From: John Hudson (firstname.lastname@example.org)
Date: Thu May 20 2004 - 21:45:05 CDT
Kenneth Whistler wrote:
> A character encoding standard is an engineering construct,
> not a revelation of truth....
I begin to suspect that part of the problem -- the problem of interminable debate, not any
technical problem -- is due in part to different perceptions of the Unicode Standard. It
must seem pretty obvious to engineers that this is a standard for encoding characters and
that implementing support for the standard does not, per se, imply much of anything about
how users should encode text. This is perhaps less obvious to non-engineers -- i.e. to
users --, and understandably so given the typical representation of Unicode to this
audience: 'Now supports all the world's major living languages!'. It is evident from the
Phoenician discussion that a good number of people -- intelligent people, and experts in
particular fields -- expect UTC decisions on what characters to encode to influence user
decisions on how to encode specific texts. I don't think this expectation is unreasonable,
given their perception of the standard, and perhaps Unicode needs to do a better job in
conveying what the standard is and does and how it can be used.

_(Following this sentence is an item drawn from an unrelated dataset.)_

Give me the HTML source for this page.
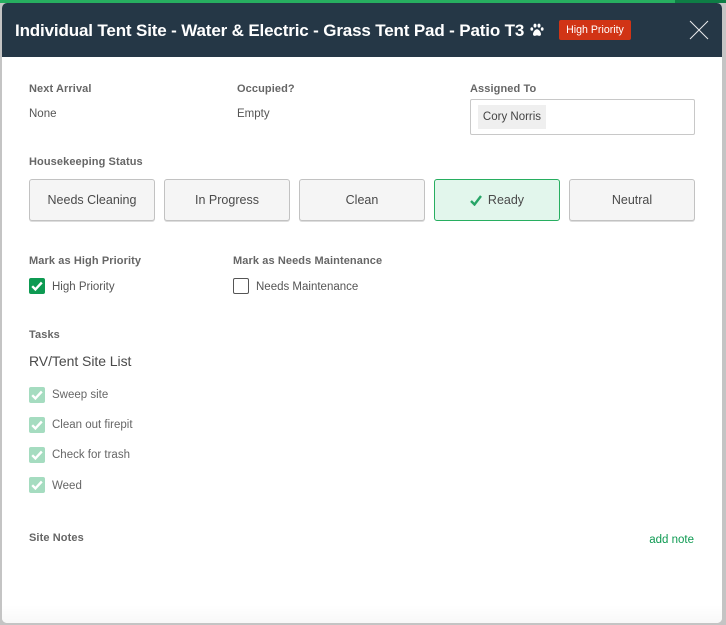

There remains, in the Phoenician debate, much fuss about Unicode disunifying what a
particular set of people consider to be the same thing. Perhaps the point needs to be made
more strongly that for practical text processing purposes *unification or disunification
of Phoenician and Palaeo-Hebrew happens only at the point of encoding a particular text*.
There is no reason at all why Semiticists cannot simply totally ignore the proposed
Phoenician block. The important question then, it seems to me, is not whether to encode
Phoenician or not, but how to better communicate that the encoding of a particular set of
characters does not mean that they have to be used to encode particular texts or languages.